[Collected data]
* * * * *

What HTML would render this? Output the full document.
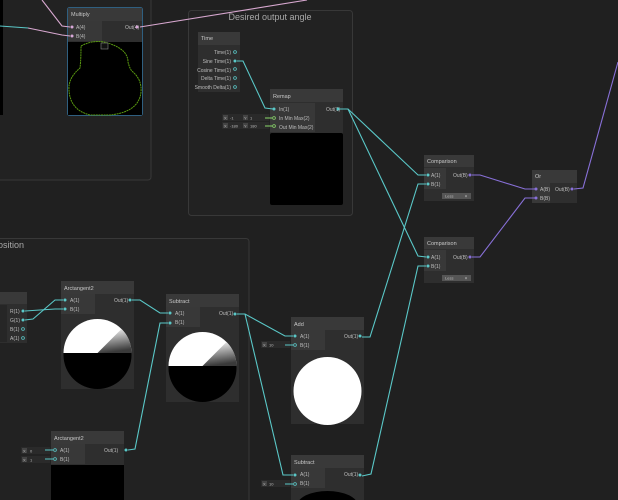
<!DOCTYPE html>
<html><head><meta charset="utf-8"><style>
html,body{margin:0;padding:0;background:#202020;width:618px;height:500px;overflow:hidden}
svg{display:block}
text{font-family:"Liberation Sans",sans-serif;font-size:5px;fill:#bdbdbd}
.h{font-size:5.5px;fill:#c8c8c8}
</style></head><body>
<svg width="618" height="500" viewBox="0 0 618 500" xmlns="http://www.w3.org/2000/svg">
<defs>
<linearGradient id="g1" x1="0" y1="0" x2="0.2" y2="1"><stop offset="0" stop-color="#fff"/><stop offset="1" stop-color="#3a3a3a"/></linearGradient>
</defs>
<rect width="618" height="500" fill="#202020"/>
<!-- groups -->
<rect x="-5" y="-5" width="156" height="185" rx="3" fill="#222" stroke="#383838"/>
<rect x="188.5" y="10.5" width="164" height="205" rx="3" fill="#222" stroke="#383838"/>
<text x="270" y="20" text-anchor="middle" style="font-size:9px;fill:#a8a8a8">Desired output angle</text>
<rect x="-5" y="238.5" width="254" height="270" rx="3" fill="#222" stroke="#383838"/>
<text x="-2" y="248" style="font-size:9px;fill:#a8a8a8">osition</text>

<!-- left strip -->
<rect x="0" y="0" width="3" height="115" fill="#000"/>

<!-- Multiply -->
<rect x="67.5" y="7.5" width="75" height="108" rx="2" fill="#2e2e2e" stroke="#2f5f80"/>
<rect x="68" y="8" width="74" height="13" fill="#393939"/>
<text x="71" y="16" class="h">Multiply</text>
<rect x="68" y="21" width="34" height="20" fill="#383838"/>
<text x="76" y="29">A(4)</text><text x="76" y="38">B(4)</text>
<text x="125" y="29">Out(4)</text>
<circle cx="72" cy="27" r="1.5" fill="#d8a8d8"/><circle cx="72" cy="36" r="1.5" fill="#d8a8d8"/><circle cx="137" cy="27" r="1.5" fill="#d8a8d8"/>
<rect x="68" y="42" width="74" height="73" fill="#000"/>
<path d="M81 46 Q92 40 104 42 Q128 48 128 62 Q130 70 133 72 Q142 80 141 92 Q139 112 110 115 L90 115 Q70 110 69 90 Q68 78 80 68 Q81 60 81 46Z" fill="none" stroke="#5a9a10" stroke-width="1" stroke-dasharray="2 0.6"/>
<rect x="101" y="43" width="7" height="6" fill="#111" stroke="#888" stroke-width="0.6"/>

<!-- Time -->
<rect x="198" y="32" width="42" height="60" fill="#2e2e2e"/>
<rect x="198" y="32" width="42" height="13" fill="#393939"/>
<text x="201" y="40" class="h">Time</text>
<g text-anchor="end"><text x="231" y="54">Time(1)</text><text x="231" y="63">Sine Time(1)</text><text x="231" y="72">Cosine Time(1)</text><text x="231" y="80">Delta Time(1)</text><text x="231" y="89">Smooth Delta(1)</text></g>
<g fill="none" stroke="#5ac8c8" stroke-width="0.8"><circle cx="235" cy="52" r="1.4"/><circle cx="235" cy="69" r="1.4"/><circle cx="235" cy="78" r="1.4"/><circle cx="235" cy="87" r="1.4"/></g>
<circle cx="235" cy="61" r="1.5" fill="#5ac8c8"/>

<!-- Remap -->
<rect x="270" y="89" width="73" height="116" rx="2" fill="#2e2e2e"/>
<rect x="270" y="89" width="73" height="13" fill="#393939"/>
<text x="273" y="98" class="h">Remap</text>
<rect x="270" y="103" width="45" height="29" fill="#383838"/>
<text x="279" y="111">In(1)</text><text x="279" y="120">In Min Max(2)</text><text x="279" y="129">Out Min Max(2)</text>
<text x="326" y="111">Out(1)</text>
<circle cx="274" cy="109" r="1.5" fill="#5ac8c8"/><circle cx="338" cy="109" r="1.5" fill="#5ac8c8"/>
<g fill="none" stroke="#8ad86a" stroke-width="0.8"><circle cx="274" cy="118" r="1.4"/><circle cx="274" cy="126" r="1.4"/></g>
<rect x="270" y="133" width="73" height="72" rx="2" fill="#000"/>
<g fill="#2a2a2a"><rect x="222" y="114" width="47" height="7"/><rect x="222" y="122" width="47" height="7"/></g>
<g fill="#444"><rect x="223" y="115" width="5" height="5"/><rect x="243" y="115" width="5" height="5"/><rect x="223" y="123" width="5" height="5"/><rect x="243" y="123" width="5" height="5"/></g>
<text x="224" y="119.5" style="font-size:4px">X</text><text x="230" y="119.5" style="font-size:4px">-1</text><text x="244" y="119.5" style="font-size:4px">Y</text><text x="250" y="119.5" style="font-size:4px">1</text>
<text x="224" y="127.5" style="font-size:4px">X</text><text x="230" y="127.5" style="font-size:4px">-180</text><text x="244" y="127.5" style="font-size:4px">Y</text><text x="250" y="127.5" style="font-size:4px">180</text>
<line x1="265" y1="118" x2="272" y2="118" stroke="#8ad86a"/><line x1="265" y1="126" x2="272" y2="126" stroke="#8ad86a"/>

<!-- Comparisons -->
<g id="c1">
<rect x="424" y="155" width="50" height="46" fill="#2e2e2e"/>
<rect x="424" y="155" width="50" height="12" fill="#393939"/>
<text x="427" y="163" class="h">Comparison</text>
<rect x="424" y="168" width="22" height="21" fill="#383838"/>
<text x="431" y="177">A(1)</text><text x="431" y="186">B(1)</text><text x="453" y="177">Out(B)</text>
<circle cx="428" cy="175" r="1.5" fill="#5ac8c8"/><circle cx="428" cy="184" r="1.5" fill="#5ac8c8"/><circle cx="470" cy="175" r="1.5" fill="#8870d8"/>
<rect x="442" y="193" width="29" height="6" fill="#555"/><text x="445" y="197.5" style="font-size:4px">Less</text><text x="465" y="197.5" style="font-size:4px">▾</text>
</g>
<use href="#c1" y="82"/>
<!-- Or -->
<rect x="532" y="170" width="45" height="33" fill="#2e2e2e"/>
<rect x="532" y="170" width="45" height="13" fill="#393939"/>
<text x="535" y="178" class="h">Or</text>
<rect x="532" y="183" width="18" height="20" fill="#383838"/>
<text x="540" y="191">A(B)</text><text x="540" y="200">B(B)</text><text x="555" y="191">Out(B)</text>
<circle cx="536" cy="189" r="1.5" fill="#8870d8"/><circle cx="536" cy="198" r="1.5" fill="#8870d8"/><circle cx="572" cy="189" r="1.5" fill="#8870d8"/>

<!-- Split-ish -->
<rect x="-2" y="292" width="29" height="51" fill="#2e2e2e"/>
<rect x="-2" y="292" width="29" height="12" fill="#393939"/>
<rect x="-2" y="305" width="9" height="37" fill="#262626"/>
<text x="10" y="313">R(1)</text><text x="10" y="322">G(1)</text><text x="10" y="331">B(1)</text><text x="10" y="340">A(1)</text>
<circle cx="23" cy="311" r="1.5" fill="#5ac8c8"/><circle cx="23" cy="320" r="1.5" fill="#5ac8c8"/>
<g fill="none" stroke="#5ac8c8" stroke-width="0.8"><circle cx="23" cy="329" r="1.4"/><circle cx="23" cy="338" r="1.4"/></g>

<!-- Arctan2 #1 -->
<rect x="61" y="281" width="73" height="108" fill="#2e2e2e"/>
<rect x="61" y="281" width="73" height="13" fill="#393939"/>
<text x="64" y="290" class="h">Arctangent2</text>
<rect x="61" y="294" width="34" height="20" fill="#383838"/>
<text x="70" y="302">A(1)</text><text x="70" y="311">B(1)</text><text x="114" y="302">Out(1)</text>
<circle cx="65" cy="300" r="1.5" fill="#5ac8c8"/><circle cx="65" cy="309" r="1.5" fill="#5ac8c8"/><circle cx="130" cy="300" r="1.5" fill="#5ac8c8"/>
<circle cx="97.5" cy="355" r="34" fill="#000"/>
<path d="M63.5 353 A34 34 0 0 1 131.5 353 Z" fill="#fff"/>
<path d="M97.5 353 L121.5 329 A34 34 0 0 1 131.5 353 Z" fill="url(#g1)"/>

<!-- Subtract -->
<rect x="166" y="294" width="73" height="108" fill="#2e2e2e"/>
<rect x="166" y="294" width="73" height="13" fill="#393939"/>
<text x="169" y="303" class="h">Subtract</text>
<rect x="166" y="307" width="34" height="20" fill="#383838"/>
<text x="175" y="315">A(1)</text><text x="175" y="324">B(1)</text><text x="219" y="315">Out(1)</text>
<circle cx="170" cy="313" r="1.5" fill="#5ac8c8"/><circle cx="170" cy="323" r="1.5" fill="#5ac8c8"/><circle cx="235" cy="314" r="1.5" fill="#5ac8c8"/>
<circle cx="202.5" cy="368" r="34" fill="#000"/>
<path d="M168.5 366 A34 34 0 0 1 236.5 366 Z" fill="#fff"/>
<path d="M202.5 366 L226.5 342 A34 34 0 0 1 236.5 366 Z" fill="url(#g1)"/>

<!-- Add -->
<rect x="291" y="317" width="73" height="107" fill="#2e2e2e"/>
<rect x="291" y="317" width="73" height="13" fill="#393939"/>
<text x="294" y="326" class="h">Add</text>
<rect x="291" y="330" width="34" height="20" fill="#383838"/>
<text x="300" y="338">A(1)</text><text x="300" y="347">B(1)</text><text x="344" y="338">Out(1)</text>
<circle cx="295" cy="336" r="1.5" fill="#5ac8c8"/><circle cx="360" cy="336" r="1.5" fill="#5ac8c8"/>
<circle cx="295" cy="345" r="1.4" fill="none" stroke="#5ac8c8" stroke-width="0.8"/>
<circle cx="327.5" cy="391" r="34" fill="#fff"/>
<rect x="261" y="341" width="29" height="7" fill="#2a2a2a"/><rect x="262" y="342" width="5" height="5" fill="#444"/>
<text x="263" y="346.5" style="font-size:4px">X</text><text x="269" y="346.5" style="font-size:4px">10</text>
<line x1="285" y1="345" x2="293" y2="345" stroke="#5ac8c8"/>

<!-- Subtract 2 -->
<rect x="291" y="455" width="73" height="50" fill="#2e2e2e"/>
<rect x="291" y="455" width="73" height="13" fill="#393939"/>
<text x="294" y="464" class="h">Subtract</text>
<rect x="291" y="468" width="34" height="20" fill="#383838"/>
<text x="300" y="476">A(1)</text><text x="300" y="485">B(1)</text><text x="344" y="476">Out(1)</text>
<circle cx="295" cy="475" r="1.5" fill="#5ac8c8"/><circle cx="360" cy="475" r="1.5" fill="#5ac8c8"/>
<circle cx="295" cy="484" r="1.4" fill="none" stroke="#5ac8c8" stroke-width="0.8"/>
<rect x="291" y="489" width="73" height="11" fill="#2e2e2e"/>
<ellipse cx="327.5" cy="505" rx="30" ry="14" fill="#000"/>
<rect x="261" y="480" width="29" height="7" fill="#2a2a2a"/><rect x="262" y="481" width="5" height="5" fill="#444"/>
<text x="263" y="485.5" style="font-size:4px">X</text><text x="269" y="485.5" style="font-size:4px">10</text>
<line x1="285" y1="484" x2="293" y2="484" stroke="#5ac8c8"/>

<!-- Arctan2 #2 -->
<rect x="51" y="431" width="73" height="70" fill="#2e2e2e"/>
<rect x="51" y="431" width="73" height="13" fill="#393939"/>
<text x="54" y="440" class="h">Arctangent2</text>
<rect x="51" y="444" width="34" height="20" fill="#383838"/>
<text x="60" y="452">A(1)</text><text x="60" y="461">B(1)</text><text x="104" y="452">Out(1)</text>
<circle cx="126" cy="450" r="1.5" fill="#5ac8c8"/>
<g fill="none" stroke="#5ac8c8" stroke-width="0.8"><circle cx="55" cy="450" r="1.4"/><circle cx="55" cy="459" r="1.4"/></g>
<rect x="51" y="465" width="73" height="36" fill="#000"/>
<g fill="#2a2a2a"><rect x="21" y="447" width="29" height="7"/><rect x="21" y="456" width="29" height="7"/></g>
<g fill="#444"><rect x="22" y="448" width="5" height="5"/><rect x="22" y="457" width="5" height="5"/></g>
<text x="23" y="452.5" style="font-size:4px">X</text><text x="30" y="452.5" style="font-size:4px">0</text>
<text x="23" y="461.5" style="font-size:4px">X</text><text x="30" y="461.5" style="font-size:4px">1</text>
<line x1="45" y1="450" x2="53" y2="450" stroke="#5ac8c8"/><line x1="45" y1="459" x2="53" y2="459" stroke="#5ac8c8"/>

<!-- wires -->
<g fill="none" stroke-width="1.1">
<path d="M42 0 L62 26 L70 27" stroke="#d8a8d0"/>
<path d="M0 26 L28 28" stroke="#5ac8c8"/>
<path d="M28 28 L62 35 L70 36" stroke="#d8a8d0"/>
<path d="M140 27 L307 0" stroke="#d8a8d0"/>
<path d="M237 61 L243 61 L265 108 L273 109" stroke="#5ac8c8"/>
<path d="M340 109 L348 109 L418 175 L426 175" stroke="#5ac8c8"/>
<path d="M348 109 L418 256 L426 257" stroke="#5ac8c8"/>
<path d="M362 337 L370 337 L418 184 L426 184" stroke="#5ac8c8"/>
<path d="M362 476 L371 474 L418 266 L426 266" stroke="#5ac8c8"/>
<path d="M472 175 L480 175 L525 189 L535 189" stroke="#8870d8"/>
<path d="M472 257 L480 257 L525 198 L535 198" stroke="#8870d8"/>
<path d="M574 189 L583 188 L618 62" stroke="#8870d8"/>
<path d="M25 311 L55 309 L63 309" stroke="#5ac8c8"/>
<path d="M25 320 L33 319 L55 300 L63 300" stroke="#5ac8c8"/>
<path d="M132 300 L140 300 L160 313 L168 313" stroke="#5ac8c8"/>
<path d="M128 450 L135 449 L160 323 L168 323" stroke="#5ac8c8"/>
<path d="M237 314 L245 314 L285 336 L293 336" stroke="#5ac8c8"/>
<path d="M245 314 L283 475 L293 475" stroke="#5ac8c8"/>
</g>
</svg>
</body></html>
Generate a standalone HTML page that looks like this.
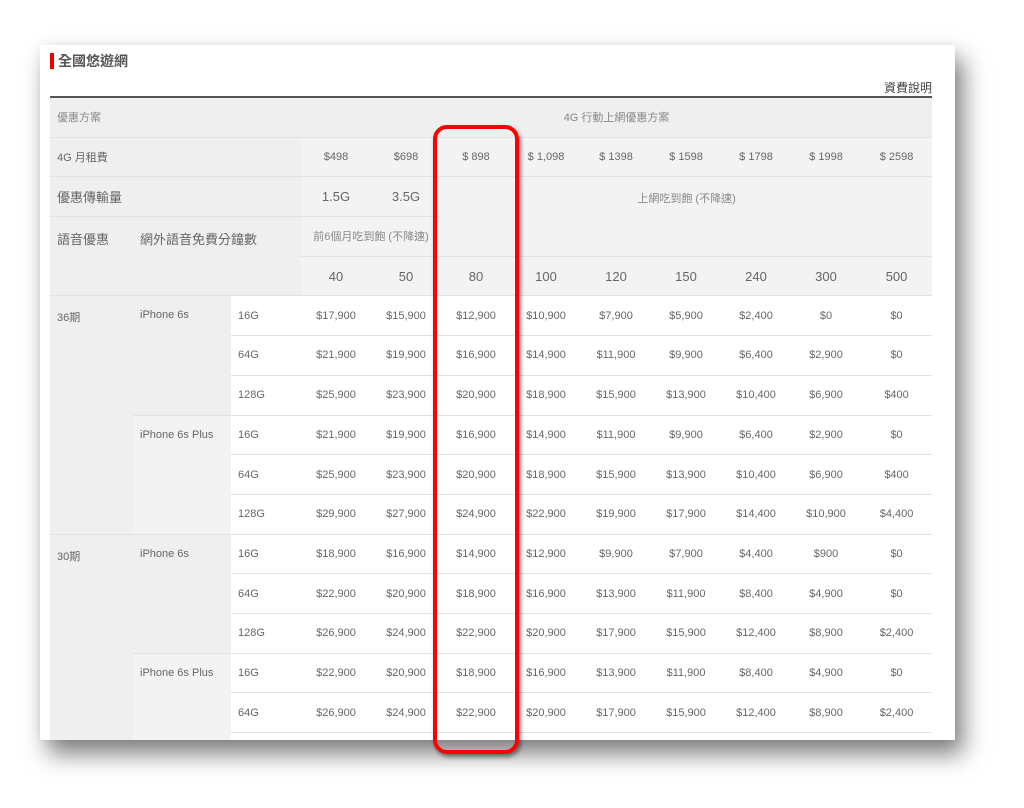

* * * * *

• **Objective**: Every line of the listing that holds "this" should be found and copied.

• **Exercise response**:
What HTML would render this? Output the full document.
Generate a standalone HTML page that looks like this.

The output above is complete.